SCOPE’s “Community Data Collaborative” approaches a decision point next month. The organization – Sarasota County Openly Plans for Excellence – must decide to move forward, switch partners on the initiative, wait or kill the project.
After a year of work with the Urban Institute in Washington, D.C., the organization debuted the product to a handful of participants on Wednesday, Aug. 29. It is a website based on geography, and it is stuffed with an enormous amount of data.
Want to know about low-birth-weight babies in your neighborhood? Or the number of gifted students who live around you? Or perhaps the number of break-ins in the past year? SCOPE’s objective is to put that information at your fingertips. And more. A lot more.
During an earlier meeting, Project Director Allison Pinto said, “No community in the nation has done this before, with an online neighborhood focus.”
Pinto has worked with the Urban Institute and a number of local organizations over the past year to make the collaborative happen. The city’s and county’s staffers working in GIS (Geographic Information Systems) have contributed data, as have the Sarasota County Sheriff’s Office, the Health Department, the U.S. Census Bureau, the School Board and other organizations.
Participation is voluntary. The Health Department, for example, is governed by privacy laws regarding health information on individuals. But it can still provide information about health statistics. Ditto the School Board, which cannot identify students but can furnish data stripped of identifiers.
SCOPE on its own has been tracking community data throughout the county for the past decade, offering an annual community “report card.” But the Community Data Collaborative is an entirely different project.
What happens to it will be decided Sept. 17. “That’s where we’ll make some decisions,” said SCOPE’s former director, Tim Dutton. Not only is the database project at a turning point, so is the organization, as it looks for Dutton’s successor.
Pinto said the data collaborative has five options. For the past year, it has worked with the Urban Institute. Should SCOPE invest further with that organization?
At the other end of the spectrum, SCOPE could give up on the idea entirely — stop development and scrap the idea.
In between are three other alternatives. SCOPE could find another national partner to help further the effort, or it could turn to local partners for expertise and assets. Or last, it could not make any decision at all, stepping back to let the existing work “percolate,” as Pinto referred to that possibility.
The fledgling site
The website went live only a few days ago. Pinto’s formal demonstration suffered from a weak WiFi connection and a terrible LCD projector. (Brown-and-white imagery, anyone?) In fairness, it must be noted that the presentation had to be rescheduled to a new location this week because of Tropical Storm Isaac’s appearance.

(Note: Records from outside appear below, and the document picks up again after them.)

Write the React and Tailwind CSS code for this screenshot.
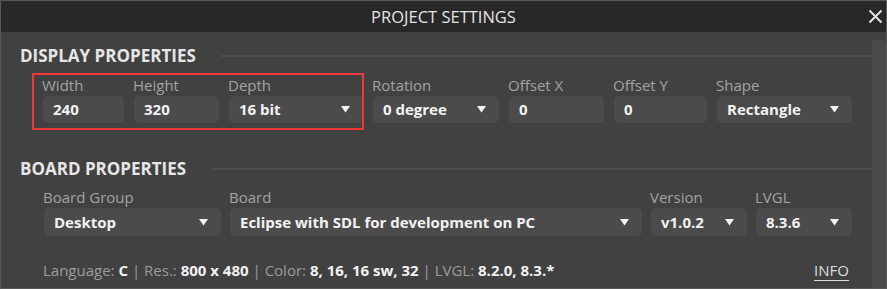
import React from "react";

const font = { fontFamily: '"Open Sans", "Noto Sans", sans-serif' };

function Caret() {
  return (
    <svg width="9" height="7" viewBox="0 0 9 7" className="shrink-0">
      <polygon points="0,0 9,0 4.5,6.5" fill="#f2f2f2" />
    </svg>
  );
}

function Field({ label, value, width, height = "h-[27px]", select }) {
  return (
    <div className={`flex flex-col ${width}`}>
      <span className="-ml-[1px] h-[20px] text-[15px] leading-[20px] text-[#a3a3a3]">{label}</span>
      <div
        className={`mt-px flex ${height} items-center justify-between rounded-[5px] bg-[#4b4b4b] pl-[10px] pr-[13px]`}
      >
        <span className="text-[15px] font-bold text-[#f2f2f2]">{value}</span>
        {select && <Caret />}
      </div>
    </div>
  );
}

function SectionTitle({ children, className = "" }) {
  return (
    <div className={`flex h-[22px] items-center pl-[19px] ${className}`}>
      <span className="text-[17px] font-bold leading-[22px] text-[#e6e6e6]">{children}</span>
      <div className="ml-[25px] h-[2px] flex-1 rounded-full bg-[#4e4e4e]" />
    </div>
  );
}

export default function App() {
  return (
    <div
      style={font}
      className="flex h-[289px] w-[887px] flex-col overflow-hidden border border-[#575757] bg-[#414141]"
    >
      {/* title bar */}
      <div className="grid h-[31px] shrink-0 grid-cols-[1fr_auto_1fr] items-center bg-[#282828]">
        <div />
        <span className="text-[16.5px] leading-[20px] text-[#e4e4e4]">PROJECT SETTINGS</span>
        <div className="flex justify-end pr-[3px]">
          <svg width="15" height="15" viewBox="0 0 15 15">
            <path d="M1.5 1.5 L13.5 13.5 M13.5 1.5 L1.5 13.5" stroke="#e2e2e2" strokeWidth="2" />
          </svg>
        </div>
      </div>

      <div className="flex flex-1">
        <div className="flex-1">
          <SectionTitle className="mt-[13px]">DISPLAY PROPERTIES</SectionTitle>

          <div className="relative mt-[8px] flex gap-[10px] pl-[42px]">
            <div className="pointer-events-none absolute left-[31px] top-[-2px] h-[57px] w-[332px] border-2 border-[#ef3838]" />
            <Field label="Width" value="240" width="w-[81px]" />
            <Field label="Height" value="320" width="w-[85px]" />
            <Field label="Depth" value="16 bit" width="w-[134px]" select />
            <Field label="Rotation" value="0 degree" width="w-[126px]" select />
            <Field label="Offset X" value="0" width="w-[95px]" />
            <Field label="Offset Y" value="0" width="w-[93px]" />
            <Field label="Shape" value="Rectangle" width="w-[135px]" select />
          </div>

          <SectionTitle className="mt-[35px]">BOARD PROPERTIES</SectionTitle>

          <div className="mt-[7px] flex gap-[9px] pl-[43px]">
            <Field label="Board Group" value="Desktop" width="w-[177px]" height="h-[28px]" select />
            <Field
              label="Board"
              value="Eclipse with SDL for development on PC"
              width="w-[412px]"
              height="h-[28px]"
              select
            />
            <Field label="Version" value="v1.0.2" width="w-[96px]" height="h-[28px]" select />
            <Field label="LVGL" value="8.3.6" width="w-[96px]" height="h-[28px]" select />
          </div>

          <div className="mt-[24px] flex items-center justify-between pl-[42px] pr-[23px] text-[15px] leading-[20px]">
            <p className="text-[#9c9c9c]">
              Language: <b className="text-[#f2f2f2]">C</b> | Res.:{" "}
              <b className="text-[#f2f2f2]">800 x 480</b> | Color:{" "}
              <b className="text-[#f2f2f2]">8, 16, 16 sw, 32</b> | LVGL:{" "}
              <b className="text-[#f2f2f2]">8.2.0, 8.3.*</b>
            </p>
            <span className="text-[#dedede] underline decoration-1 underline-offset-[4px]">INFO</span>
          </div>
        </div>

        {/* scrollbar */}
        <div className="flex w-[14px] shrink-0 flex-col pt-[8px]">
          <div className="flex-1 rounded-t-[4px] bg-[#4a4a4a]" />
        </div>
      </div>
    </div>
  );
}
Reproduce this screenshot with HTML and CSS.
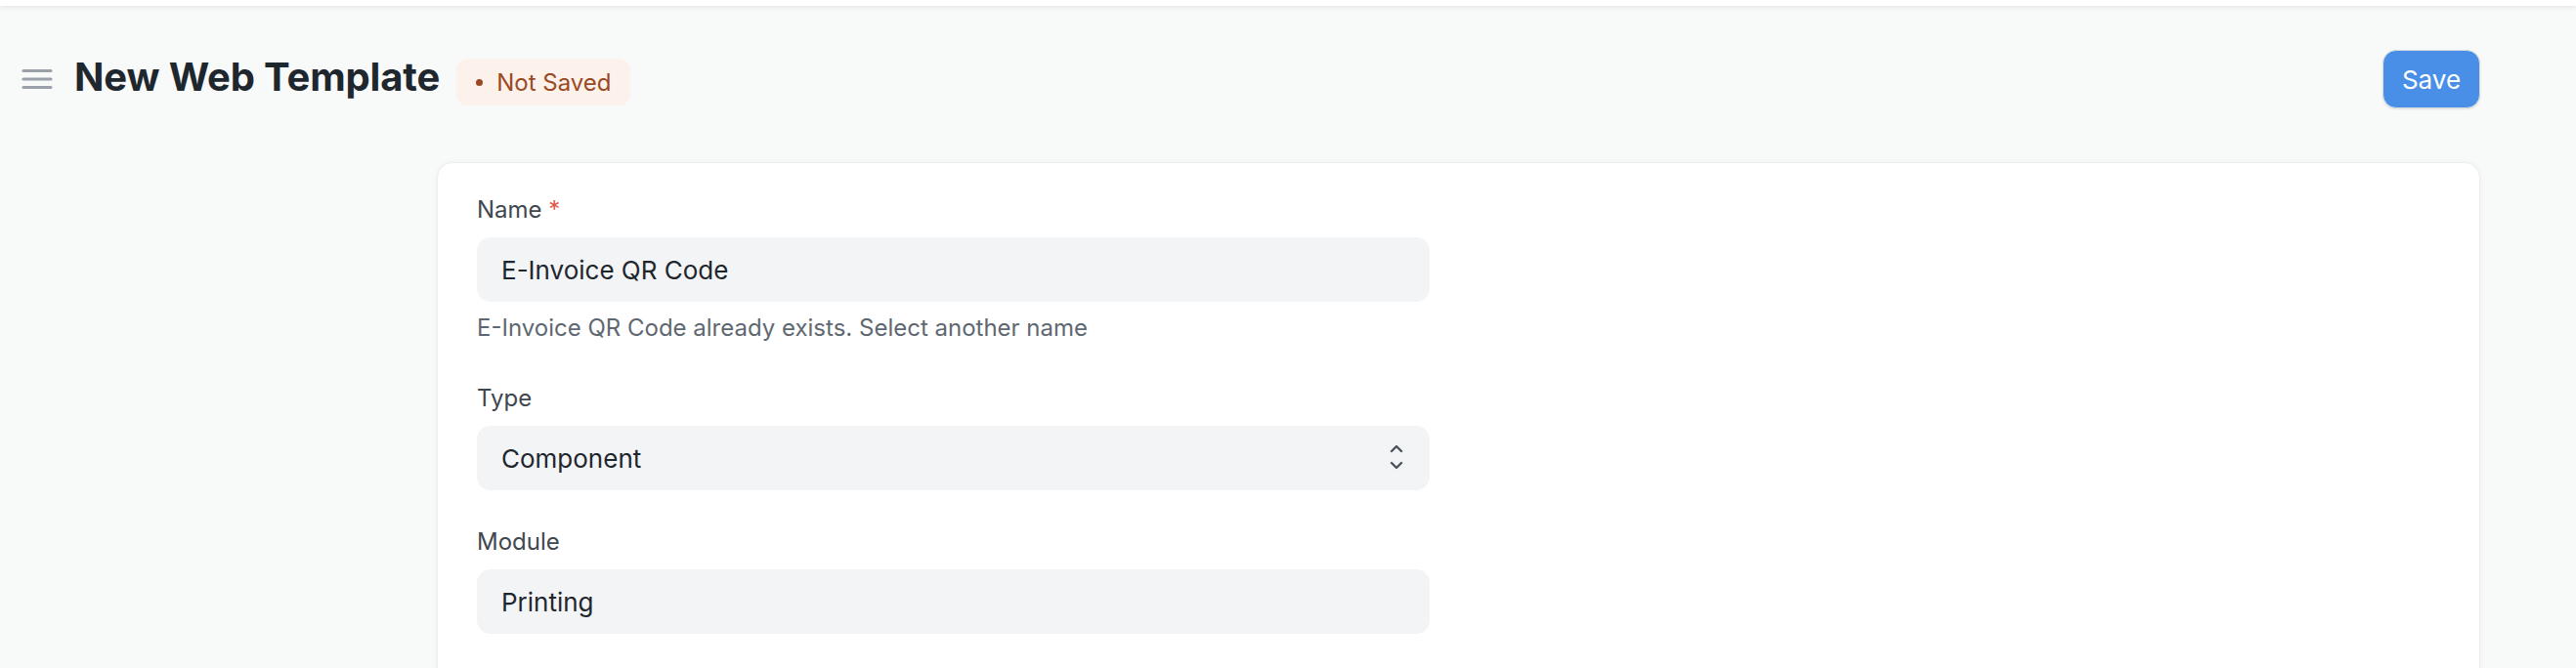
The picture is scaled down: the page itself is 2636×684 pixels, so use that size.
FILE: index.html
```html
<!DOCTYPE html>
<html lang="en">
<head>
<meta charset="utf-8">
<title>New Web Template</title>
<link rel="stylesheet" href="styles.css">
</head>
<body>
<div class="navbar"></div>
<header class="page-head">
  <div class="head-left">
    <button class="menu-btn" aria-label="Toggle sidebar">
      <svg width="32" height="24" viewBox="0 0 32 24"><path d="M2 3.5h28M2 12h28M2 20.5h28" stroke="#9aa1a8" stroke-width="3.2" stroke-linecap="round" fill="none"/></svg>
    </button>
    <h1 class="page-title">New Web Template</h1>
    <span class="badge"><span class="badge-dot"></span>Not Saved</span>
  </div>
  <button class="btn-primary">Save</button>
</header>
<div class="layout">
  <div class="sidebar"></div>
  <main class="card">
    <div class="field">
      <label class="label">Name <span class="req">*</span></label>
      <div class="control">E-Invoice QR Code</div>
      <p class="help">E-Invoice QR Code already exists. Select another name</p>
    </div>
    <div class="field">
      <label class="label">Type</label>
      <div class="control select">Component
        <svg class="chev" width="14" height="26" viewBox="0 0 14 26"><path d="M2 6l5-5 5 5M2 18l5 5 5-5" stroke="#4b535b" stroke-width="2.4" fill="none" stroke-linecap="round" stroke-linejoin="round"/></svg>
      </div>
    </div>
    <div class="field">
      <label class="label">Module</label>
      <div class="control">Printing</div>
    </div>
  </main>
</div>
</body>
</html>
```
FILE: styles.css
```css
* { box-sizing: border-box; }
html, body { margin: 0; padding: 0; }
body {
  background: #f8f9f9;
  font-family: Inter, "Noto Sans", "Liberation Sans", sans-serif;
  color: #1f272e;
  height: 684px;
  overflow: hidden;
}
.navbar {
  height: 6px;
  background: #ffffff;
  box-shadow: 0 2px 5px rgba(0, 0, 0, 0.08);
  position: relative;
  z-index: 1;
}
.page-head {
  height: 150px;
  display: flex;
  align-items: center;
  justify-content: space-between;
  padding: 0 98px 0 22px;
}
.head-left {
  display: flex;
  align-items: center;
}
.menu-btn {
  border: 0;
  background: transparent;
  padding: 0;
  width: 32px;
  height: 24px;
  margin-right: 22px;
  display: flex;
}
.page-title {
  margin: 0 17px 4px 0;
  font-size: 40px;
  line-height: 48px;
  font-weight: 700;
  color: #1f272e;
  letter-spacing: -0.15px;
}
.badge {
  display: inline-flex;
  align-items: center;
  height: 48px;
  padding: 0 20px 0 20px;
  border-radius: 12px;
  background: #fdf1ec;
  color: #9a4a22;
  font-size: 24px;
  margin-top: 6px;
}
.badge-dot {
  width: 7px;
  height: 7px;
  border-radius: 50%;
  background: #9a4a22;
  margin-right: 14px;
}
.btn-primary {
  width: 100px;
  height: 60px;
  border-radius: 14px;
  border: 1px solid #d9dde0;
  background: #4a8fe7;
  color: #ffffff;
  font-family: Inter, "Noto Sans", sans-serif;
  font-size: 26px;
  padding: 0;
  box-shadow: 0 1px 2px rgba(0, 0, 0, 0.1);
}
.layout {
  display: flex;
  padding: 10px 98px 0 0;
}
.sidebar {
  width: 447px;
  flex-shrink: 0;
}
.card {
  flex: 1;
  background: #ffffff;
  border: 1px solid #eceef0;
  border-radius: 16px;
  box-shadow: 0 1px 6px rgba(0, 0, 0, 0.05);
  padding: 36px 40px 0;
  height: 540px;
}
.field {
  width: 975px;
  margin-bottom: 41px;
}
.field:first-child { margin-bottom: 48px; }
.label {
  display: block;
  font-size: 24px;
  line-height: 24px;
  color: #40474f;
  margin-bottom: 16px;
}
.req { color: #e2574c; }
.control {
  height: 66px;
  border-radius: 14px;
  background: #f3f4f6;
  padding: 0 25px;
  display: flex;
  align-items: center;
  font-size: 26px;
  color: #1f272e;
}
.select {
  justify-content: space-between;
  padding-right: 27px;
}
.chev { display: block; }
.help {
  margin: 15px 0 0;
  font-size: 24px;
  line-height: 24px;
  color: #5f6871;
}
```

Despite the slow response and monochromatic appearance, the data available was eye-opening. Pinto picked her neighborhood as the focus of her demonstration – Central Coconut, east of the Tamiami Trail and north of downtown.
If you go to the city’s website for a map of neighborhoods, you can click on the Central Coconut area, but nothing happens. When you click on the SCOPE site, a whole world opens up.
“This puts neighborhoods and residents at the center,” said Pinto. “It equips residents to make good decisions.” Plus, it gives neighborhoods – and their associations, if they are organized – a new communication tool.
The website can be configured to include a neighborhood calendar and a neighborhood blog — and even a neighborhood video center. SCOPE has been working for several months to produce short videos with the theme, “Life is Good,” by interviewing neighbors.
Such videos and others can be posted through the database. Blog comments will be tagged with addresses, to prevent anonymous hate mail. In other words: If your neighbor says something you don’t like, you can walk down and knock on his door.
The site also will display “assets.” Schools, churches, businesses, civic organizations, not-for-profits — all will have an icon. And for each one that has a website, clicking on the icon will bring up the site with details such as hours of operation and public outreach efforts.
This information is not limited to the confines of the city of Sarasota. The entire county is part of this database. Once operational, the site could provide more information about a neighborhood than a lifelong resident might know. For example: How many women are registered to vote? What’s the income distribution? How many kids are there? Does it freeze in winter?
However splendid this seems, there are hurdles. “What needs to happen so neighborhood-relevant data is contributed?” asked Pinto. “And who will serve as the primary coordinator of this data and the online platform after September?”
Those questions are central to one of the two big decisions facing SCOPE. Should it keep this website alive? The second question is, Who will replace long-time Director Tim Dutton?